The court further indicated that Acheron's proposal undermined the primary purpose of the Keep Policy Trust, which was to provide a mechanism for fraud victims to realize the face value of their insurance policies. The Trust was intended to benefit the Keep Policy Investors by allowing them to hold their interests until the policies matured, thus giving them a chance to collect on their investments. Granting Acheron's motion would effectively short-circuit this purpose, as it prioritized Acheron's interests over those of the victims. The court highlighted that Acheron itself acknowledged the importance of ensuring that the victims received their due payments for the premiums they had paid over many years. This recognition of the Trust's intended purpose further solidified the court's reasoning that Acheron's motion could not be granted without violating the fundamental objectives for which the Trust was established.

Fiduciary Structure and Ombudsman Concerns

The court also addressed concerns regarding Acheron's proposed fiduciary structure, particularly the role of the ombudsman in its wind down motion.

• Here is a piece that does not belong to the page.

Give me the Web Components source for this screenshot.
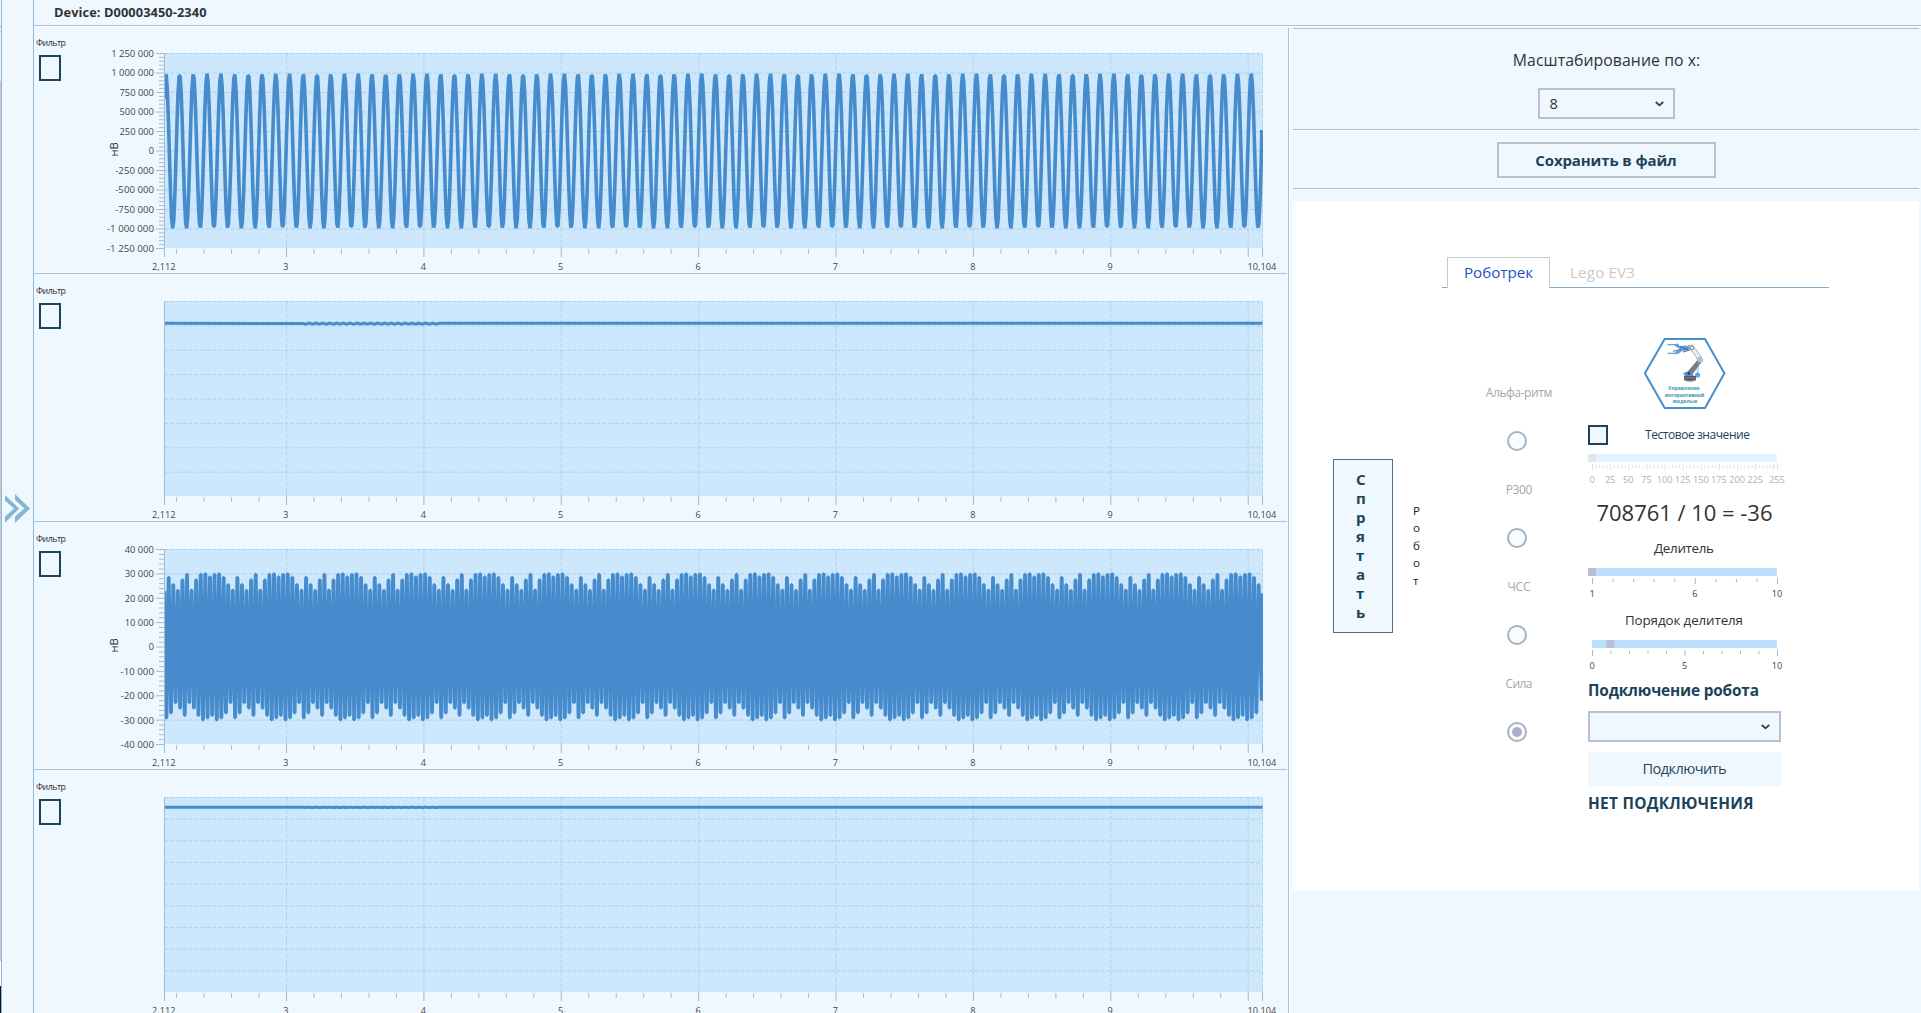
<!DOCTYPE html>
<html lang="ru">
<head>
<meta charset="utf-8">
<title>Device: D00003450-2340</title>
<style>
html,body{margin:0;height:100%;overflow:hidden;background:#f0f8ff;font-family:"Open Sans","Noto Sans",sans-serif;color:#333}
</style>
</head>
<body>
<device-page></device-page>
<script>
const FONT = '"Open Sans","Noto Sans",sans-serif';
const define = (name, cls) => customElements.define(name, cls);
class Base extends HTMLElement {
  constructor(){ super(); this.attachShadow({mode:'open'}); }
  connectedCallback(){ if(!this.shadowRoot.firstChild){ this.shadowRoot.innerHTML = this.render(); this.ready && this.ready(); } }
  num(n, d=0){ return this.hasAttribute(n) ? +this.getAttribute(n) : d; }
}

/* A single line of text tracked to a given width. */
define('fit-text', class extends Base {
  render(){ return `<style>:host{display:block;white-space:nowrap;width:${this.num('w')}px;height:1lh}span{display:inline-block}</style><span>${this.getAttribute('text')}</span>`; }
  ready(){
    const s = this.shadowRoot.querySelector('span'), n = this.getAttribute('text').length;
    const nat = s.getBoundingClientRect().width;
    if(n > 1 && nat) s.style.letterSpacing = ((this.num('w') - nat) / (n - 1)).toFixed(3) + 'px';
  }
});

define('side-rail', class extends Base {
  render(){ return `<style>
  :host{display:flex;width:34px;box-sizing:border-box;border-right:1px solid #8fb6dc;flex:none}
  .edge{width:1px;border-right:1px solid #8fb6dc;background:linear-gradient(#f0f8ff 26px,#a8b8c4 26px 27px,#e6f1fb 27px 81px,#c9c9c9 81px 961px,#fff 961px 986px,#10131c 986px)}
  svg{margin:494px 0 0 3px}
  </style><div class="edge"></div>
  <svg width="26" height="30" fill="#83b8d1"><path d="M0 1L14.2 14.6L0 29V22.6L9 14.6L0 6.6Z"/><path d="M10 0L25 14.5L10 29V22.6L19.2 14.5L10 6Z"/></svg>`; }
});

define('top-bar', class extends Base {
  render(){ return `<style>
  :host{display:block;height:25px;border-bottom:1px solid #a9c3d6;box-shadow:0 1px #fafdff;padding-left:20px;position:relative}
  fit-text{font:bold 12.8px/25px ${FONT};color:#2f3337}
  </style><fit-text w="152.5" text="${this.getAttribute('text')}"></fit-text>`; }
});

define('check-box', class extends Base {
  render(){ return `<style>:host{display:block;box-sizing:border-box;border:2px solid #1c4359;background:#f0f8ff;flex:none;width:${this.num('w')}px;height:${this.num('h')}px}</style>`; }
});

/* Chart with axes, dashed grid and a polyline series. */
define('signal-chart', class extends Base {
  render(){
    const ox = 100, X0 = 164.5 - ox, X1 = 1262.5 - ox, Y0 = 27.5, Y1 = 222.5, ppu = (X1 - X0) / 7.992;
    const n = this.num('rows', 8), step = (Y1 - Y0) / n, kind = this.getAttribute('kind');
    const labels = (this.getAttribute('labels') || '').split('|').filter(Boolean);
    const x = v => X0 + (v - 2.112) * ppu;
    let grid = '', ticks = '', txt = '';
    for(let i = 0; i < n; i++) grid += `M${X0} ${Y0 + i*step}H${X1}`;
    for(let v = 3; v <= 10; v++) grid += `M${x(v)} ${Y0}V${Y1}`;
    grid += `M${X1} ${Y0}V${Y1}`;
    for(let k = 0; k < 40; k++){ const v = 2.2 + k*.2; if(v > 10.1) break;
      const major = Math.abs(v - Math.round(v)) < .01;
      ticks += major ? `M${x(v)} 222V231` : `M${x(v)} 223V228`; }
    ticks += `M${X0} ${Y0 - .5}V231M${X1} 222V231`;
    const xt = (p, s, w) => `<text x="${p}" y="244" textLength="${w}" lengthAdjust="spacingAndGlyphs" text-anchor="middle">${s}</text>`;
    txt += xt(X0 - .8, '2,112', 23.4);
    for(let v = 3; v <= 9; v++) txt += xt(x(v) - .6, v, 5.2);
    txt += xt(X1 - .6, '10,104', 28.6);
    if(labels.length){
      labels.forEach((l, i) => { const y = Y0 + i*step;
        const c = l.replace('-', ''), w = c.length*5.25 - (c.split(' ').length - 1)*2.2 + (l[0] === '-' ? 4.2 : 0);
        txt += `<text x="${154 - ox}" y="${y + 3.4}" text-anchor="end" textLength="${w}" lengthAdjust="spacingAndGlyphs">${l}</text>`;
        ticks += `M${156 - ox} ${y}H${X0}`;
        if(i < n) for(let m = 1; m < 5; m++) ticks += `M${159 - ox} ${y + m*step/5}H${X0}`; });
      txt += `<text transform="translate(18 130.6) rotate(-90)" font-size="11.2" fill="#2b2b2b">нВ</text>`;
    }
    const pts = [];
    const mid = (Y0 + Y1)/2;
    if(kind === 'sine'){
      const P = ppu*.1, pk = 207.1 - ox, dx = ppu*.5/64;
      for(let q = X0 - dx*.4; q < X1 - 1; q += dx) pts.push([q, mid - 77.4*Math.cos((q - pk)/P*2*Math.PI)]);
      pts.push([X1 - 1, 122], [X1 - .7, 104]);
    } else if(kind === 'dense'){
      const hi = [28.5,25.5,23.2,27.5,29.7,23.3,27.5,29.7,30,28.7,29.7,30,28.5,25.5,23.3];
      const lo = [29,27,22.8,25,28,22.8,25,28,29.8,29,28,29.8,29,27,22.8];
      const k = 195/80, P = ppu/30;
      pts.push([X0, mid - 23*k]);
      for(let i = 0; ; i++){
        const a = 166.4 - ox + i*P; if(a > X1 - 2) break;
        pts.push([a - .2, mid + lo[i%15]*k], [a + .2, mid + lo[i%15]*k]);
        pts.push([a + P/2 - .2, mid - hi[i%15]*k], [a + P/2 + .2, mid - hi[i%15]*k]);
      }
      pts.push([X1 - 1, mid + 22*k], [X1, mid - 22*k]);
    } else {
      const y = this.num('level'), amp = this.num('ripple');
      pts.push([X0, y]);
      for(let q = 304; q <= 438; q += .5) pts.push([q - ox, y + amp*(.6 + Math.sin((q - 304)/3.43*Math.PI))]);
      pts.push([440 - ox, y], [X1, y]);
    }
    return `<style>:host{display:block}svg{display:block}text{font-family:${FONT}}</style>
    <svg width="1187" height="247" font-size="9.4" fill="#464646">
    <clipPath id="c"><rect x="${X0 + .5}" y="27" width="${X1 - X0}" height="195"/></clipPath>
    <rect x="${X0 + .5}" y="27" width="${X1 - X0}" height="195" fill="#cde7fc"/>
    <path d="${grid}" stroke="#b3d0e5" stroke-dasharray="4 2" fill="none"/>
    <path d="${ticks}" stroke="#a3bbce" fill="none"/>
    <polyline clip-path="url(#c)" points="${pts.map(p => p[0].toFixed(2) + ',' + p[1].toFixed(2)).join(' ')}" fill="none" stroke="#468ccd" stroke-width="${kind === 'flat' ? 3 : kind === 'sine' ? 3.6 : 3.5}" stroke-linejoin="bevel"/>
    ${txt}</svg>`;
  }
});

define('chart-panel', class extends Base {
  render(){ return `<style>
  :host{display:flex;height:247px;width:1253px;border-bottom:1px solid #a9c3d6;flex:none}
  .f{width:64px;padding:10px 0 0 2px;flex:none}
  fit-text{font:8.8px/14px ${FONT};color:#2d2d2d}
  check-box{margin:5px 0 0 3px}
  </style><div class="f"><fit-text w="30" text="Фильтр"></fit-text><check-box w="22" h="26"></check-box></div><slot></slot>`; }
});

define('drop-down', class extends Base {
  render(){ return `<style>
  :host{display:flex;box-sizing:border-box;height:31px;width:${this.num('w')}px;border:2px solid #bbbfd6;background:#f0f8ff;align-items:center;justify-content:space-between;padding:0 9px 0 10px}
  span{font:14.6px/27px ${FONT};color:#333}
  </style><span>${this.getAttribute('value') || ''}</span><svg width="9" height="6"><path d="M.8 1L4.5 4.4L8.2 1" fill="none" stroke="#1c4359" stroke-width="1.7"/></svg>`; }
});

define('value-slider', class extends Base {
  render(){
    const min = this.num('min'), max = this.num('max'), step = this.num('step'), val = this.num('value');
    const dim = this.hasAttribute('dim'), px = v => 4.5 + (v - min)/(max - min)*185;
    const labels = this.getAttribute('labels').split(',').map(Number);
    let t = '', s = '';
    for(let v = min; v <= max; v += step) if(!labels.includes(v)) t += `M${px(v)} 11V14`;
    if(dim) t += `M${px(250)} 10V16`;
    labels.forEach(v => { t += `M${px(v)} 10V16`;
      const w = String(v).length*5.25;
      s += `<text x="${px(v) - .5}" y="29" text-anchor="middle" textLength="${w}" lengthAdjust="spacingAndGlyphs">${v}</text>`; });
    const th = px(val) - 4.5, left = Math.min(4, th);
    return `<style>:host{display:block;height:34px;width:193px}svg{display:block;overflow:visible}text{font-family:${FONT}}</style>
    <svg width="193" height="34" font-size="9.4" fill="${dim ? '#b0b0b0' : '#464646'}">
    <rect x="${left}" y="0" width="${189 - left}" height="8" fill="${dim ? '#e4f2ff' : '#bbdfff'}"/>
    <rect x="${th}" y="0" width="8" height="8" fill="${dim ? '#e3e5ee' : '#b9bfd5'}"/>
    <path d="${t}" stroke="${dim ? '#d9e2ea' : '#a1b9cd'}"/>${s}</svg>`;
  }
});

define('robot-logo', class extends Base {
  render(){ return `<style>:host{display:block;width:82px;height:71px}svg{display:block}text{font:bold 4.9px ${FONT}}</style>
  <svg width="82" height="71" fill="none">
  <path d="M.9 35.3L20.7 1H61L80.4 35.3L61 70.1H20.7Z" fill="#fff" stroke="#468fcb" stroke-width="2"/>
  <path d="M23.5 6.8H31L34 8.4M23.5 15.2H31L36 13" stroke="#4a86bd" stroke-width="1.1"/>
  <path d="M30 6.2L34 5.4L35.5 8L42 7.6L47 9.2L44 12.6L38 13L35 15.6L30 16.6L32 13.4L37 11.4L32 8.8Z" fill="#5f9fdb"/>
  <path d="M29 13.4L37 11.2M36 8.6L44 11.6M39 14L46 12" stroke="#3f5d80" stroke-width=".9"/>
  <path d="M44 7.6L48.5 7L50.5 9.6L57.5 19.5L54.8 22.6L47.2 12Z" fill="#eceff2" stroke="#87919b" stroke-width=".7"/>
  <circle cx="47.8" cy="9.8" r="2" fill="#dde6ee" stroke="#66727e" stroke-width=".8"/>
  <path d="M53.4 22.6L57.3 24L48.3 36L43 34.8Z" fill="#777b82" stroke="#575a61" stroke-width=".5"/>
  <circle cx="56" cy="22" r="2.5" fill="#e3e9ee" stroke="#818c97" stroke-width=".8"/><circle cx="56" cy="22" r="1" fill="#5c9bd8"/>
  <path d="M53.2 30V37M55 25L54 34" stroke="#8bb9e3" stroke-width=".7"/>
  <circle cx="53.6" cy="37" r="2.6" fill="#5ba0e0"/>
  <path d="M39 35.3L43 33.4L48.5 35L50 38H41Z" fill="#5296d8"/><circle cx="44.8" cy="35.5" r="1.4" fill="#27456b"/>
  <path d="M40 38H52V42.2Q46 44.6 40 42.2Z" fill="#55555a"/><path d="M40 39.8H52M40.3 41.8Q46 43.8 51.7 41.8" stroke="#a4a4a8" stroke-width=".6"/>
  <g fill="#3c96b4" text-anchor="middle"><text x="40" y="52" textLength="31.5">Управление</text><text x="40.5" y="58.8" textLength="39.5">интерактивной</text><text x="41" y="65.2" textLength="24.5">моделью</text></g>
  </svg>`; }
});

define('radio-item', class extends Base {
  render(){ const w = this.num('w'); return `<style>
  :host{display:flex;flex-direction:column;height:97px;width:70px;align-items:center}
  fit-text{font:12px/18px ${FONT};color:#a6a6a6}
  i{box-sizing:border-box;width:20px;height:20px;border:2px solid #a4b3bd;border-radius:50%;background:#fafdff;margin:29px 4px 0 0;display:flex;align-items:center;justify-content:center}
  :host([checked]) i::after{content:"";width:10px;height:10px;border-radius:50%;background:#aeadcf}
  </style><fit-text w="${w}" text="${this.getAttribute('label')}"></fit-text><i></i>`; }
});

define('tab-strip', class extends Base {
  render(){ return `<style>
  :host{display:flex;height:31px;width:387px}
  .g{border-bottom:1px solid #84aac6;width:5px}
  .t{box-sizing:border-box;width:103px;border:1px solid #c6cad0;border-bottom:0;padding:4px 0 0 16px;background:#fff}
  .o{flex:1;border-bottom:1px solid #84aac6;padding:5px 0 0 20px}
  fit-text{font:15.2px/20px ${FONT};color:#1f4fc4}.o fit-text{color:#cacaca}
  </style><div class="g"></div><div class="t"><fit-text w="69" text="Роботрек"></fit-text></div><div class="o"><fit-text w="65" text="Lego EV3"></fit-text></div>`; }
});

define('vertical-text', class extends Base {
  render(){ return `<style>:host{display:flex;flex-direction:column}span{display:block}</style>` + [...this.getAttribute('text')].map(c => `<span>${c}</span>`).join(''); }
});

define('robot-controls', class extends Base {
  render(){ return `<style>
  :host{display:flex;flex-direction:column;width:193px}
  .row{display:flex;margin-top:16px}
  .row fit-text{font:12px/19px ${FONT};color:#1c4359;margin-left:37px}
  .big{font:400 22px/30px ${FONT};color:#333;margin:9px 0 0 8.5px}
  .cap{font:13.4px/20px ${FONT};color:#333}
  .h{font:bold 15.4px/20px ${FONT};color:#1c4359}
  .btn{background:#f0f8ff;height:34px;margin-top:10px;display:flex;justify-content:center;font:14.6px/32px ${FONT};color:#26475c}
  robot-logo{margin-left:56px}
  </style>
  <robot-logo></robot-logo>
  <div class="row"><check-box w="20" h="20"></check-box><fit-text w="105" text="Тестовое значение"></fit-text></div>
  <value-slider dim style="margin-top:9px" min="0" max="255" step="5" value="0" labels="0,25,50,75,100,125,150,175,200,225,255"></value-slider>
  <fit-text class="big" w="176" text="708761 / 10 = -36"></fit-text>
  <fit-text class="cap" style="margin:11px 0 0 66px" w="60" text="Делитель"></fit-text>
  <value-slider style="margin-top:10px" min="1" max="10" step="1" value="1" labels="1,6,10"></value-slider>
  <fit-text class="cap" style="margin:8px 0 0 37px" w="118" text="Порядок делителя"></fit-text>
  <value-slider style="margin-top:10px" min="0" max="10" step="1" value="1" labels="0,5,10"></value-slider>
  <fit-text class="h" style="margin-top:7px" w="171" text="Подключение робота"></fit-text>
  <drop-down style="margin-top:10px" w="193"></drop-down>
  <div class="btn"><fit-text w="84" text="Подключить"></fit-text></div>
  <fit-text class="h" style="margin-top:8px" w="165.5" text="НЕТ ПОДКЛЮЧЕНИЯ"></fit-text>`; }
});

define('robot-card', class extends Base {
  render(){ return `<style>
  :host{display:flex;align-items:flex-start;box-sizing:border-box;width:626px;height:690px;background:#fff;margin-top:12px;padding-left:40px}
  .hide{box-sizing:border-box;width:60px;height:174px;margin-top:258px;border:1px solid #4d6b8d;background:#f0f8ff;padding:10px 0 0 22px;font:bold 15px/19px ${FONT};color:#1c4359}
  .bot{margin:301px 0 0 20px;width:29px;font:11.6px/17.4px ${FONT};color:#222}
  .main{margin-top:56px}
  .cols{display:flex}
  .radios{margin:96px 0 0 42px;width:104px}
  robot-controls{margin-top:50px}
  </style>
  <vertical-text class="hide" text="Спрятать"></vertical-text>
  <vertical-text class="bot" text="Робот"></vertical-text>
  <div class="main"><tab-strip></tab-strip>
    <div class="cols"><div class="radios">
      <radio-item w="66.5" label="Альфа-ритм"></radio-item><radio-item w="26.5" label="P300"></radio-item>
      <radio-item w="23" label="ЧСС"></radio-item><radio-item w="27" label="Сила" checked></radio-item></div>
      <robot-controls></robot-controls></div>
  </div>`; }
});

define('side-panel', class extends Base {
  render(){ return `<style>
  :host{display:block;margin-top:2px;border-left:1px solid #a9c3d6;box-shadow:inset 1px 0 #fbfdff;padding-left:4px;flex:1}
  section{box-sizing:border-box;width:626px;border-bottom:1px solid #a9c3d6;box-shadow:0 1px #fafdff;display:flex;flex-direction:column;align-items:center}
  .a{height:102px;border-top:1px solid #a9c3d6}
  .a fit-text{font:15.8px/22px ${FONT};margin:20px 0 0 1px}
  .a drop-down{margin-top:17px}
  .b{height:59px;padding-top:12px}
  button{box-sizing:border-box;width:219px;height:36px;margin:0;padding:0;border:2px solid #bbbfd6;background:#f0f8ff;display:flex;justify-content:center;font:bold 15px/32px ${FONT};color:#1c4359}
  </style>
  <section class="a"><fit-text w="187.5" text="Масштабирование по x:"></fit-text><drop-down w="137" value="8"></drop-down></section>
  <section class="b"><button><fit-text w="141.5" text="Сохранить в файл"></fit-text></button></section>
  <robot-card></robot-card>`; }
});

define('device-page', class extends Base {
  render(){ return `<style>
  :host{display:flex;width:1921px;height:1013px;overflow:hidden;background:#f0f8ff}
  .m{flex:1;display:flex;flex-direction:column}
  .r{display:flex;height:987px}
  .charts{width:1254px;height:987px;overflow:hidden;flex:none}
  </style>
  <side-rail></side-rail>
  <div class="m"><top-bar text="Device: D00003450-2340"></top-bar>
  <div class="r"><div class="charts">
    <chart-panel><signal-chart kind="sine" rows="10" labels="1 250 000|1 000 000|750 000|500 000|250 000|0|-250 000|-500 000|-750 000|-1 000 000|-1 250 000"></signal-chart></chart-panel>
    <chart-panel><signal-chart kind="flat" rows="8" level="49.3" ripple="0.5"></signal-chart></chart-panel>
    <chart-panel><signal-chart kind="dense" rows="8" labels="40 000|30 000|20 000|10 000|0|-10 000|-20 000|-30 000|-40 000"></signal-chart></chart-panel>
    <chart-panel><signal-chart kind="flat" rows="9" level="37.3" ripple="0.12"></signal-chart></chart-panel>
  </div><side-panel></side-panel></div></div>`; }
});
</script>
</body>
</html>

Acheron contended that the ombudsman would owe a fiduciary duty to the non-Acheron Keep Policy Investors; however, the court found that merely appointing an ombudsman did not align with the Trust's purpose. The current structure was designed to maintain and administer Trust Assets for the benefit of the Keep Policy Investors, and under Acheron's plan, the administration would be handled by Acheron itself, which created a conflict of interest. The court highlighted that this arrangement would prioritize Acheron's interests over those of the policyholders. Consequently, it concluded that Acheron's proposal did not provide an adequate substitute for the existing fiduciary care established by the Trust instrument, further supporting the denial of Acheron’s motion.

Future Sales of Keep Policies

Lastly, the court addressed Acheron's objections regarding the potential for future sales of whole Keep Policies. It noted that the March 2015 Agreement permitted the Trustee to sell policies in the course of liquidating the Trust or selling the entire portfolio. Acheron had the right to bid on any such sale, which included the right to top any competing bids. The court found that the Magistrate Judge's interpretation of this provision was correct and did not constitute an error. Thus, the court affirmed that the Trustee’s authority to sell policies under specific conditions remained intact, and Acheron’s objections in this regard did not alter the overall findings of the case. The court’s reasoning in this area reinforced its broader conclusion that Acheron's motions were misaligned with the Trust's operational framework and objectives, further justifying the denial of Acheron's request.